### What is asked
Type out all the records word for word. Any pictures are to be left out.

(Front-end source files)
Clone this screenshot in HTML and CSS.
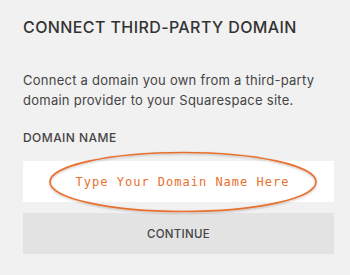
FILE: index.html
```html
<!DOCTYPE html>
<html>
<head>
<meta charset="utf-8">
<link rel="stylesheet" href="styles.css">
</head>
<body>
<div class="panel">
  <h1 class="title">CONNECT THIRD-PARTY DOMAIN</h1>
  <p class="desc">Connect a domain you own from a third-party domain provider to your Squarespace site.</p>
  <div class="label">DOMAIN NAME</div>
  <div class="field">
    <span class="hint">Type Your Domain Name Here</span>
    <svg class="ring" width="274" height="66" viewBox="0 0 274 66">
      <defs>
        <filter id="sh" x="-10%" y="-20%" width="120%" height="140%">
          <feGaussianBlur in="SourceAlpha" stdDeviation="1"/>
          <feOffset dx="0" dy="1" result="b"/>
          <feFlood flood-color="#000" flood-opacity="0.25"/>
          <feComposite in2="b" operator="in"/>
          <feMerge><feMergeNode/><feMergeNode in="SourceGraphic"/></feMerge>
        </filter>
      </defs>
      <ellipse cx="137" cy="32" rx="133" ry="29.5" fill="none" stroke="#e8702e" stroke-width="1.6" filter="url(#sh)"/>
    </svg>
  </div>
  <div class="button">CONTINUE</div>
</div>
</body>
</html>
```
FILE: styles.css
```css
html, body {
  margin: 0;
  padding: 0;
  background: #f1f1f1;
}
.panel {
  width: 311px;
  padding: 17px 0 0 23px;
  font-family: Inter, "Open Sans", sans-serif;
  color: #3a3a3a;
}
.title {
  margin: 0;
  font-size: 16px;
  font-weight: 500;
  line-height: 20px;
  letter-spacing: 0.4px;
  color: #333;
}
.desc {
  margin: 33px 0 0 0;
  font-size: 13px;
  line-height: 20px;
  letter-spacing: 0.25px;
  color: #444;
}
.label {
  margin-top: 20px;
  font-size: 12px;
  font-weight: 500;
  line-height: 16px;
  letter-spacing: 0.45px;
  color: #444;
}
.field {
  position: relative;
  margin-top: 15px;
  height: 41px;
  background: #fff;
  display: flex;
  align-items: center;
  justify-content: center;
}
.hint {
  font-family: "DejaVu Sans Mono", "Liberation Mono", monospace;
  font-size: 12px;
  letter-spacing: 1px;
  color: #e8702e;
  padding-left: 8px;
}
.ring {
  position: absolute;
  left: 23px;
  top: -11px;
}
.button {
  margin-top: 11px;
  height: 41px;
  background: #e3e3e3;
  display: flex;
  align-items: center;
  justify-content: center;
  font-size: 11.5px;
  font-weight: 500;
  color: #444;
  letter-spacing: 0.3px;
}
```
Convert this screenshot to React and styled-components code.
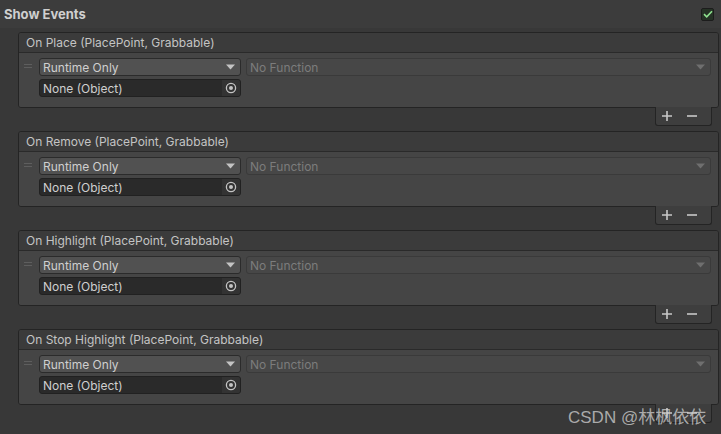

### Output of the task
Clone this screenshot in HTML and CSS.
FILE: index.html
```html
<!DOCTYPE html>
<html>
<head>
<meta charset="utf-8">
<link rel="stylesheet" href="styles.css">
</head>
<body>
<div class="panel">
  <h1 class="title">CONNECT THIRD-PARTY DOMAIN</h1>
  <p class="desc">Connect a domain you own from a third-party domain provider to your Squarespace site.</p>
  <div class="label">DOMAIN NAME</div>
  <div class="field">
    <span class="hint">Type Your Domain Name Here</span>
    <svg class="ring" width="274" height="66" viewBox="0 0 274 66">
      <defs>
        <filter id="sh" x="-10%" y="-20%" width="120%" height="140%">
          <feGaussianBlur in="SourceAlpha" stdDeviation="1"/>
          <feOffset dx="0" dy="1" result="b"/>
          <feFlood flood-color="#000" flood-opacity="0.25"/>
          <feComposite in2="b" operator="in"/>
          <feMerge><feMergeNode/><feMergeNode in="SourceGraphic"/></feMerge>
        </filter>
      </defs>
      <ellipse cx="137" cy="32" rx="133" ry="29.5" fill="none" stroke="#e8702e" stroke-width="1.6" filter="url(#sh)"/>
    </svg>
  </div>
  <div class="button">CONTINUE</div>
</div>
</body>
</html>
```
FILE: styles.css
```css
html, body {
  margin: 0;
  padding: 0;
  background: #f1f1f1;
}
.panel {
  width: 311px;
  padding: 17px 0 0 23px;
  font-family: Inter, "Open Sans", sans-serif;
  color: #3a3a3a;
}
.title {
  margin: 0;
  font-size: 16px;
  font-weight: 500;
  line-height: 20px;
  letter-spacing: 0.4px;
  color: #333;
}
.desc {
  margin: 33px 0 0 0;
  font-size: 13px;
  line-height: 20px;
  letter-spacing: 0.25px;
  color: #444;
}
.label {
  margin-top: 20px;
  font-size: 12px;
  font-weight: 500;
  line-height: 16px;
  letter-spacing: 0.45px;
  color: #444;
}
.field {
  position: relative;
  margin-top: 15px;
  height: 41px;
  background: #fff;
  display: flex;
  align-items: center;
  justify-content: center;
}
.hint {
  font-family: "DejaVu Sans Mono", "Liberation Mono", monospace;
  font-size: 12px;
  letter-spacing: 1px;
  color: #e8702e;
  padding-left: 8px;
}
.ring {
  position: absolute;
  left: 23px;
  top: -11px;
}
.button {
  margin-top: 11px;
  height: 41px;
  background: #e3e3e3;
  display: flex;
  align-items: center;
  justify-content: center;
  font-size: 11.5px;
  font-weight: 500;
  color: #444;
  letter-spacing: 0.3px;
}
```
Convert this screenshot to React and styled-components code.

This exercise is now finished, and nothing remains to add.